Per un manager, la maggior vitalità nel lavoro arriva a un’età compresa tra i 50 e i 59 anni di età, con il picco massimo attorno ai 57 anni quando l’esperienza, l’energia mentale e il vigore fisico danno ancora il meglio di sè.
A giungere a questa conclusione sono stati 3 ricercatori dell’Università di Haifa, in Israele, che hanno elaborato dei dati raccolti su un campione di 545 manager di diverse fasce di età e impiegati presso aziende pubbliche e private attive nel campo dell’high tech, dell’industria e delle infrastrutture.
I 3 curatori dello studio, Shmuel Grimland, Eran Vigoda-Gadot, e Yehuda Baruch (quest’ultimo membro della Rouen Business School in Francia) hanno pertanto rivoluzionato il concetto su cui si basano molte politiche aziendali, che vedono preferire dirigenti più giovani contando sulla loro freschezza fisica e sulla loro maggiore elasticità.
In particolare, lo studio ha mostrato che la vitalità nel lavoro aumenta di pari passo con l’abilità individuale nel trovare risorse personali per avere successo e raggiungere gli obiettivi.
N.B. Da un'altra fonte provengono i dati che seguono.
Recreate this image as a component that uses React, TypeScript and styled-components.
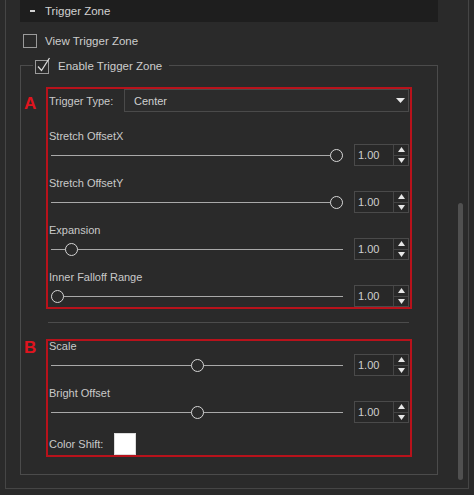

E tale “forza” è direttamente proporzionale dal livello toccato in azienda: più è alto il livello raggiunto nella gerarchia e più è elevata la vitalità, cosa che si accompagna con la maggior soddisfazione professionale e con l’attaccamento all’azienda.
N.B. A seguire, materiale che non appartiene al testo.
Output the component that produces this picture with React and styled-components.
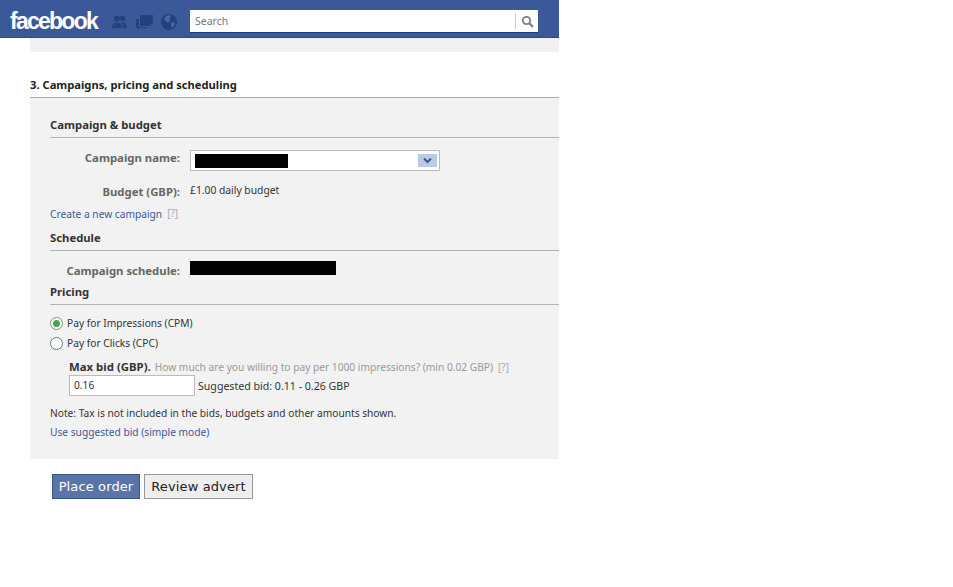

“La nostra ricerca mostra che se ai manager si danno gli strumenti per migliorare, la vitalità lavorativa incrementerà il proprio grado di soddisfazione, favorirà la nascita di creatività e aiuterà l’innovazione. Questa cosa dovrebbe essere una priorità per tutte le aziende” hanno detto i 3 ricercatori, sottolineando che per “vitalità professionale” si intende l’abilità che un manager ha nel dedicarsi al proprio lavoro con “passione, vigore e competenza”e al tempo stesso – come detto – ottenerne una forte soddisfazione. E tale vitalità professionale, appunto, si registra in età matura – tra i 50 e i 59, come detto – per poi calare anno dopo anno nel decennio successivo.